(Rows from a dataset of pages and code)
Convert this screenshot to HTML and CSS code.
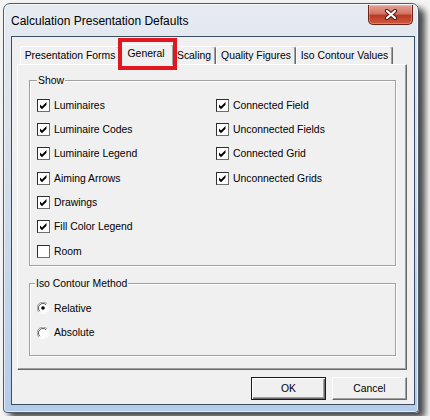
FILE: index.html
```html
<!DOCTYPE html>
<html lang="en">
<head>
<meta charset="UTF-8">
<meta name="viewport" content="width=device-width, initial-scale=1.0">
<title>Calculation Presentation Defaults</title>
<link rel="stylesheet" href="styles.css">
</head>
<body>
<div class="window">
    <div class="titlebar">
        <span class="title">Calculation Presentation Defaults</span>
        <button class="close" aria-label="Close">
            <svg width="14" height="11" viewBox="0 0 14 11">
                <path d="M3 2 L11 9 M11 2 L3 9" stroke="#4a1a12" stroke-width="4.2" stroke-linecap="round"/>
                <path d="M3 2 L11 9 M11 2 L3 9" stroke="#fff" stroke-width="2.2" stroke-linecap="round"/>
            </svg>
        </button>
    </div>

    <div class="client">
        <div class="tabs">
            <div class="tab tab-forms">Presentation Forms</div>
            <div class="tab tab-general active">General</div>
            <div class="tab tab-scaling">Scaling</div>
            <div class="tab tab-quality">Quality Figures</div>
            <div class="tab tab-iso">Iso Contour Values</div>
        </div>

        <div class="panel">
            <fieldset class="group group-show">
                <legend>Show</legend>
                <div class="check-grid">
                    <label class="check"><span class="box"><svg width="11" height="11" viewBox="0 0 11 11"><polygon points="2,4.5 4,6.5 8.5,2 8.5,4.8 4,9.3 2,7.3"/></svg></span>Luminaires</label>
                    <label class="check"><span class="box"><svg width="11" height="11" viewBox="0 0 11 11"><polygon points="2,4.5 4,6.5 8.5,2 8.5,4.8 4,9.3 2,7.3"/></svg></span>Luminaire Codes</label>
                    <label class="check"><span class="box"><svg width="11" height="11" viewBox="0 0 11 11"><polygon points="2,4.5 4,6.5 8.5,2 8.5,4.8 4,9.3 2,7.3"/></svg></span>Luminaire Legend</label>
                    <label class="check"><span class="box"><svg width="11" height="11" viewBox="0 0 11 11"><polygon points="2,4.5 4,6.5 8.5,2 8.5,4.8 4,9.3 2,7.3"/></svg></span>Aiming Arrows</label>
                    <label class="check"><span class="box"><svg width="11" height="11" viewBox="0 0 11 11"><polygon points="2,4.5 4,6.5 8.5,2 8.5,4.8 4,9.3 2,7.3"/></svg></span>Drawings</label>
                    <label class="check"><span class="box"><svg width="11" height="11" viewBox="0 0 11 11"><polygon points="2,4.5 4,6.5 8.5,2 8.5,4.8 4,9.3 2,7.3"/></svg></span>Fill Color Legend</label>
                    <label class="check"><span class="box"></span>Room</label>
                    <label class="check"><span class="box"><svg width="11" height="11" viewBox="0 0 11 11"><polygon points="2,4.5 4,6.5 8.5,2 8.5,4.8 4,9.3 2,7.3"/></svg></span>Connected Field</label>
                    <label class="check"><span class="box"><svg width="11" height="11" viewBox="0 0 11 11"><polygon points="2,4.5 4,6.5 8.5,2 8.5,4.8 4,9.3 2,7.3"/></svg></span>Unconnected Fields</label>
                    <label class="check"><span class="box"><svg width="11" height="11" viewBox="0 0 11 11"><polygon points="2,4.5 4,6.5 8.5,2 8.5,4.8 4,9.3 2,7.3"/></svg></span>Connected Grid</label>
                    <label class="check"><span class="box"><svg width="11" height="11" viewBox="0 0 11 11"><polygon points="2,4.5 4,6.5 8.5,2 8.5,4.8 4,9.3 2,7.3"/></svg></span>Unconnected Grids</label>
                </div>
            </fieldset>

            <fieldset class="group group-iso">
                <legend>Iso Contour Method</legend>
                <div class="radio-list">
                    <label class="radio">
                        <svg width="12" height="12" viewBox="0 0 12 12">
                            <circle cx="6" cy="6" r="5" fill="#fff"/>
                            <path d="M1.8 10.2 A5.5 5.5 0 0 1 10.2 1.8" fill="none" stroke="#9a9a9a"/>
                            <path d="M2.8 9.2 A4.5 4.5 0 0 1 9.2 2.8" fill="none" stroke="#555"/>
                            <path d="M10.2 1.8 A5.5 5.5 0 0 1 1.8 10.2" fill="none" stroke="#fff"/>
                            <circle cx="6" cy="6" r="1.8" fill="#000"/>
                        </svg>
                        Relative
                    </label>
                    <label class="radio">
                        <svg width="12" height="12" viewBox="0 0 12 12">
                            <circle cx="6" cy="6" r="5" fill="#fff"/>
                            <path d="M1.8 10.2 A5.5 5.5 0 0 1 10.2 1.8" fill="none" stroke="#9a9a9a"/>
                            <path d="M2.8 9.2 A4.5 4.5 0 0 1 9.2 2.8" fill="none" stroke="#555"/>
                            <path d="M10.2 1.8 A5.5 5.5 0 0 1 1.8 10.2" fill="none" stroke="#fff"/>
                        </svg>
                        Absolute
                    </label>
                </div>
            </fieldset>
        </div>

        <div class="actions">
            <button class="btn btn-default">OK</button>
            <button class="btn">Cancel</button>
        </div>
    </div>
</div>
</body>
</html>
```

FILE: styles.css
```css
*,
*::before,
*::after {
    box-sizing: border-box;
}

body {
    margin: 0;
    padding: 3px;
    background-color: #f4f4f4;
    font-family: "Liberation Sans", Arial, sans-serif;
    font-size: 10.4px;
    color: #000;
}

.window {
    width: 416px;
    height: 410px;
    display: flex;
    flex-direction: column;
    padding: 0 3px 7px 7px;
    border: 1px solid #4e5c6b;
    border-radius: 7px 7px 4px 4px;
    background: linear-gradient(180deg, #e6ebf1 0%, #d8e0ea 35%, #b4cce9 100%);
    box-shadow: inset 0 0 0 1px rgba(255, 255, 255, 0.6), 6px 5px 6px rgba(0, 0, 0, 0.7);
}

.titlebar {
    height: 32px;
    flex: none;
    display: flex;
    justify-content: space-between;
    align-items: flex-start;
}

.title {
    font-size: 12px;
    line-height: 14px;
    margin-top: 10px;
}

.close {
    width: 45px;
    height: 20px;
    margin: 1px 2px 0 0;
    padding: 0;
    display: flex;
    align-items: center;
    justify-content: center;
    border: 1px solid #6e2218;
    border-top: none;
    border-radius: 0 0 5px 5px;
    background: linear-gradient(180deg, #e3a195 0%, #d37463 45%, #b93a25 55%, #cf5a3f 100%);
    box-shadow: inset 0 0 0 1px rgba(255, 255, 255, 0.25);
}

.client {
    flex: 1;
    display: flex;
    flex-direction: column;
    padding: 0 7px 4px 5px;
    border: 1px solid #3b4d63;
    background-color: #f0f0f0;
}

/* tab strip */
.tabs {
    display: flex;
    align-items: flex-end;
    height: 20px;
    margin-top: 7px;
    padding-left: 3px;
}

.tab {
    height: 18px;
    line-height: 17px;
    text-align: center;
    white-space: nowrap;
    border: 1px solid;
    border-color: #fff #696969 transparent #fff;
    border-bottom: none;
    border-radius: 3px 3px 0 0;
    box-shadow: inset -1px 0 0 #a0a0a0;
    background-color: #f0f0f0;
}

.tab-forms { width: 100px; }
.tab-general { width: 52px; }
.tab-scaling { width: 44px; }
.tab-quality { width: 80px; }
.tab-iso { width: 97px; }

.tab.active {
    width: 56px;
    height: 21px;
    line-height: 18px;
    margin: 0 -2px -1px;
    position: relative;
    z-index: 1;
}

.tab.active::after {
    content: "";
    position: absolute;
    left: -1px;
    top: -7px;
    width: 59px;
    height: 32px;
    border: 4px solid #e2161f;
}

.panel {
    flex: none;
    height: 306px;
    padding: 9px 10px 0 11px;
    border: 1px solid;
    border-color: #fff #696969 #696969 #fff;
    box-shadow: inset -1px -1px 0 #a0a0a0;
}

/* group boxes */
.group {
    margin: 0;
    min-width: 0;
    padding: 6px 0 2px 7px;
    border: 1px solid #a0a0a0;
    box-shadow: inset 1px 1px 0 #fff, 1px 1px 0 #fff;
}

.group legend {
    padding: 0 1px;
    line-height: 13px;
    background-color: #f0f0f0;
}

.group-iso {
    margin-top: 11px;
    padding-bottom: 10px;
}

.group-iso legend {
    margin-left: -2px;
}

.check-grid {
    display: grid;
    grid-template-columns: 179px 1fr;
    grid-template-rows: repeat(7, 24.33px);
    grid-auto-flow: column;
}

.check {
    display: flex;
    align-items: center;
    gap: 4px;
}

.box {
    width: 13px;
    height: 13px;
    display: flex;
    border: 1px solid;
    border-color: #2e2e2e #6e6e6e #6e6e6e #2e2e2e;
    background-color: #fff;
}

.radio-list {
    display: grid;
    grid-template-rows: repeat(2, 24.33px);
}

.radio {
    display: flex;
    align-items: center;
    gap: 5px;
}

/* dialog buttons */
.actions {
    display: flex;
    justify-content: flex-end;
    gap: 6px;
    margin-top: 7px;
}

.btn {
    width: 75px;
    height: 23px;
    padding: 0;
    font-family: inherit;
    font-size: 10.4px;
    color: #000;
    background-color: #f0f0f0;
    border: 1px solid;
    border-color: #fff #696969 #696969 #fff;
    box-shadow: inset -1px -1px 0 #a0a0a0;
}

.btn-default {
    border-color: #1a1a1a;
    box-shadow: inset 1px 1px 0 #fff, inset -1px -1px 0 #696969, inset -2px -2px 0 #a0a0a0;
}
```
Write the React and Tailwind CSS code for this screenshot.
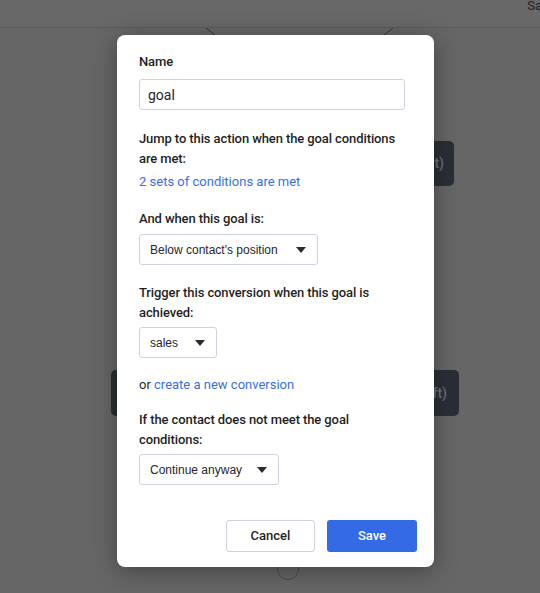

◆ **WRITTEN TASK**
Search the lines for "this". Copy each line that has it.

◆ **SOLVED PROBLEM**
Convert this screenshot to HTML and CSS code.
Write the React and Tailwind CSS code for this screenshot.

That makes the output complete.